U.S. District Judge Dabney Friedrich in November 2021 ruled against the compact, calling the sports-betting plan a “fiction” and invalidating other parts of the agreement. A panel of the U.S. Circuit Court of Appeals for the District of Columbia reversed the ruling, and the full appeals court this month refused to reconsider the challenge.

The pari-mutuel companies then requested that the panel decision be put on hold and said they intend to ask the U.S. Supreme Court to weigh in on the issue.

The Seminoles in 2021 briefly rolled out the Hard Rock SportsBook mobile app amid the legal wrangling but stopped accepting wagers and deposits on the app after Friedrich’s ruling.

West Flagler holds three jai alai licenses, while Bonita-Fort Myers Corp. does business as Bonita Springs Poker Room in Southwest Florida.

Separate from the federal-court fight, the companies and an owner, Isadore Havenick, filed a lawsuit Tuesday directly with the Florida Supreme Court, alleging the sports-betting component of the deal violates a 2018 constitutional amendment prohibiting expansions of casino-style gambling without statewide voter approval.

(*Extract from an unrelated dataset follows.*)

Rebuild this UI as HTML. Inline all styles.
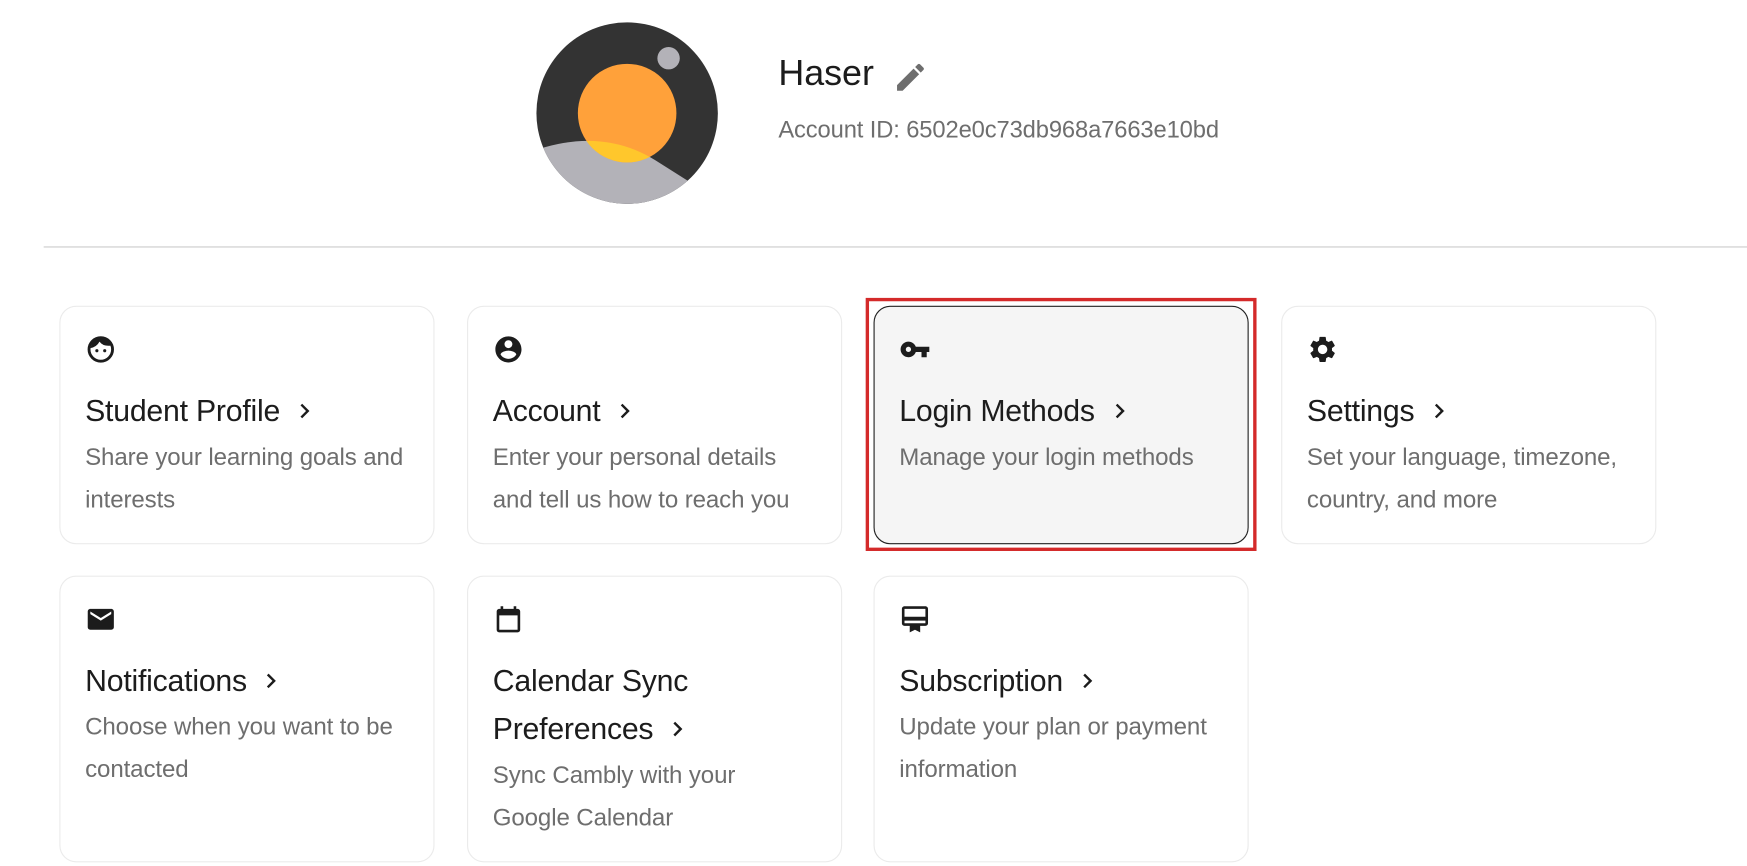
<!DOCTYPE html>
<html><head><meta charset="utf-8"><style>
html,body{margin:0;padding:0;background:#fff;overflow:hidden;width:1747px;height:866px}
#w{position:absolute;left:0;top:0;width:1560px;height:773px;transform:scale(1.1199);transform-origin:0 0;font-family:"Liberation Sans",Arial,sans-serif}
.card{position:absolute;width:335px;border:1px solid #ebebeb;border-radius:15px;box-sizing:border-box;padding:24px 24px 0 22px;background:#fff}
.card svg.ic{display:block;width:28px;height:28px}
.t{margin-top:19.5px;font-size:27px;line-height:43px;color:#1c1c1c;letter-spacing:-0.2px}
.t svg{width:26px;height:26px;vertical-align:-4px;margin-left:9px}
.d{font-size:21.5px;line-height:38px;color:#6e6e6e;letter-spacing:-0.1px}
.sel{background:#f5f5f5;border:1px solid #222}
</style></head><body><div id="w">
<svg style="position:absolute;left:0;top:0" width="1560" height="230">
<defs><clipPath id="cc"><circle cx="560" cy="101" r="81"/></clipPath>
<clipPath id="gc"><path d="M470 137 Q535 112 585 143 L615 162 L660 210 L470 210Z"/></clipPath></defs>
<circle cx="560" cy="101" r="81" fill="#333"/>
<g clip-path="url(#cc)"><path d="M470 137 Q535 112 585 143 L615 162 L660 210 L470 210Z" fill="#b3b2b8"/></g>
<circle cx="560" cy="101" r="44" fill="#ffa13a"/>
<circle cx="560" cy="101" r="44" fill="#ffc72c" clip-path="url(#gc)"/>
<circle cx="597" cy="52" r="10" fill="#b3b2b8"/>
<line x1="39" y1="220.5" x2="1560" y2="220.5" stroke="#dcdcdc" stroke-width="1.5"/>
</svg>
<div style="position:absolute;left:695px;top:47px;font-size:32px;color:#1c1c1c">Haser</div>
<svg style="position:absolute;left:797px;top:53px" width="32" height="32" viewBox="0 0 24 24"><path fill="#6e6e6e" d="M3 17.25V21h3.75L17.81 9.94l-3.75-3.75L3 17.25zM20.71 7.04c.39-.39.39-1.02 0-1.41l-2.34-2.34c-.39-.39-1.02-.39-1.41 0l-1.83 1.83 3.75 3.75 1.83-1.83z"/></svg>
<div style="position:absolute;left:695px;top:105px;font-size:21.2px;color:#6e6e6e;letter-spacing:-0.1px">Account ID: 6502e0c73db968a7663e10bd</div>

<div style="position:absolute;left:773px;top:266px;width:343px;height:220px;border:3.5px solid #d42a2a;"></div>

<div class="card" style="left:53px;top:273px;height:213px">
<svg class="ic" viewBox="0 0 24 24"><circle cx="12" cy="12" r="9" fill="none" stroke="#1c1c1c" stroke-width="2.2"/><path d="M4 11 Q6 3 12 3 Q18 3 20 9 Q14 10 11 6 Q9 10 4 11Z" fill="#1c1c1c"/><circle cx="9" cy="13" r="1.2" fill="#1c1c1c"/><circle cx="15" cy="13" r="1.2" fill="#1c1c1c"/></svg>
<div class="t">Student Profile<svg viewBox="0 0 24 24"><path fill="#1c1c1c" d="M8.59 16.59L13.17 12 8.59 7.41 10 6l6 6-6 6z"/></svg></div>
<div class="d">Share your learning goals and interests</div></div>

<div class="card" style="left:417px;top:273px;height:213px">
<svg class="ic" viewBox="0 0 24 24"><path fill="#1c1c1c" d="M12 2C6.48 2 2 6.48 2 12s4.48 10 10 10 10-4.48 10-10S17.52 2 12 2zm0 3c1.66 0 3 1.34 3 3s-1.34 3-3 3-3-1.34-3-3 1.34-3 3-3zm0 14.2c-2.5 0-4.71-1.28-6-3.22.03-1.99 4-3.08 6-3.08 1.99 0 5.970 1.09 6 3.08-1.29 1.94-3.5 3.22-6 3.22z"/></svg>
<div class="t">Account<svg viewBox="0 0 24 24"><path fill="#1c1c1c" d="M8.59 16.59L13.17 12 8.59 7.41 10 6l6 6-6 6z"/></svg></div>
<div class="d">Enter your personal details and tell us how to reach you</div></div>

<div class="card sel" style="left:780px;top:273px;height:213px">
<svg class="ic" viewBox="0 0 24 24"><path fill="#1c1c1c" d="M12.65 10C11.83 7.67 9.61 6 7 6c-3.31 0-6 2.69-6 6s2.69 6 6 6c2.61 0 4.83-1.67 5.65-4H17v4h4v-4h2v-4H12.65zM7 14c-1.1 0-2-.9-2-2s.9-2 2-2 2 .9 2 2-.9 2-2 2z"/></svg>
<div class="t">Login Methods<svg viewBox="0 0 24 24"><path fill="#1c1c1c" d="M8.59 16.59L13.17 12 8.59 7.41 10 6l6 6-6 6z"/></svg></div>
<div class="d">Manage your login methods</div></div>

<div class="card" style="left:1144px;top:273px;height:213px">
<svg class="ic" viewBox="0 0 24 24"><path fill="#1c1c1c" d="M19.14 12.94c.04-.3.06-.61.06-.94 0-.32-.02-.64-.07-.94l2.03-1.58c.18-.14.23-.41.12-.61l-1.92-3.32c-.12-.22-.37-.29-.59-.22l-2.39.96c-.5-.38-1.03-.7-1.62-.94l-.36-2.54c-.04-.24-.24-.41-.48-.41h-3.84c-.24 0-.43.17-.47.41l-.36 2.54c-.59.24-1.13.57-1.62.94l-2.39-.96c-.22-.08-.47 0-.59.22L2.74 8.87c-.12.21-.08.47.12.61l2.03 1.58c-.05.3-.09.63-.09.94s.02.64.07.94l-2.03 1.58c-.18.14-.23.41-.12.61l1.92 3.32c.12.22.37.29.59.22l2.39-.96c.5.38 1.03.7 1.62.94l.36 2.54c.05.24.24.41.48.41h3.84c.24 0 .44-.17.47-.41l.36-2.54c.59-.24 1.13-.56 1.62-.94l2.39.96c.22.08.47 0 .59-.22l1.92-3.32c.12-.22.07-.47-.12-.61l-2.01-1.58zM12 15.6c-1.98 0-3.6-1.62-3.6-3.6s1.62-3.6 3.6-3.6 3.6 1.62 3.6 3.6-1.62 3.6-3.6 3.6z"/></svg>
<div class="t">Settings<svg viewBox="0 0 24 24"><path fill="#1c1c1c" d="M8.59 16.59L13.17 12 8.59 7.41 10 6l6 6-6 6z"/></svg></div>
<div class="d">Set your language, timezone, country, and more</div></div>

<div class="card" style="left:53px;top:514px;height:256px">
<svg class="ic" viewBox="0 0 24 24"><path fill="#1c1c1c" d="M20 4H4c-1.1 0-1.99.9-1.99 2L2 18c0 1.1.9 2 2 2h16c1.1 0 2-.9 2-2V6c0-1.1-.9-2-2-2zm0 4l-8 5-8-5V6l8 5 8-5v2z"/></svg>
<div class="t">Notifications<svg viewBox="0 0 24 24"><path fill="#1c1c1c" d="M8.59 16.59L13.17 12 8.59 7.41 10 6l6 6-6 6z"/></svg></div>
<div class="d">Choose when you want to be contacted</div></div>

<div class="card" style="left:417px;top:514px;height:256px">
<svg class="ic" viewBox="0 0 24 24"><path fill="#1c1c1c" d="M19 4h-1V2h-2v2H8V2H6v2H5c-1.1 0-2 .9-2 2v14c0 1.1.9 2 2 2h14c1.1 0 2-.9 2-2V6c0-1.1-.9-2-2-2zm0 16H5V9h14v11z"/></svg>
<div class="t">Calendar Sync Preferences<svg viewBox="0 0 24 24"><path fill="#1c1c1c" d="M8.59 16.59L13.17 12 8.59 7.41 10 6l6 6-6 6z"/></svg></div>
<div class="d">Sync Cambly with your<br>Google Calendar</div></div>

<div class="card" style="left:780px;top:514px;height:256px">
<svg class="ic" viewBox="0 0 24 24"><path fill="#1c1c1c" d="M20 2H4c-1.11 0-2 .89-2 2v11c0 1.11.89 2 2 2h4v5l4-2 4 2v-5h4c1.11 0 2-.89 2-2V4c0-1.11-.89-2-2-2zm0 13H4v-2h16v2zm0-5H4V4h16v6z"/></svg>
<div class="t">Subscription<svg viewBox="0 0 24 24"><path fill="#1c1c1c" d="M8.59 16.59L13.17 12 8.59 7.41 10 6l6 6-6 6z"/></svg></div>
<div class="d">Update your plan or payment information</div></div>
</div></body></html>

It is unclear whether the state Supreme Court will agree to take up the case.

The lawsuit argued the federal appellate rulings have resulted in an “urgent” situation necessitating state Supreme Court review.

“Unless this (Florida Supreme) Court grants this petition, casino gambling throughout the state in the form of off-reservation in-person and mobile sports betting will take effect without the approval by the voters of Florida, as explicitly required by the text of Article X, Section 30 of the Florida Constitution. … Further, since the current status of the case is that the 2021 compact is valid under federal law, review of the legality of off-reservation sports betting under state law is urgent,” the lawsuit said.

The lawsuit only challenged the sports-betting provisions in the 2021 agreement, which also allowed the tribe to offer craps and roulette at its casinos. In addition, the deal would allow the Seminoles to add three casinos on tribal property in Broward County.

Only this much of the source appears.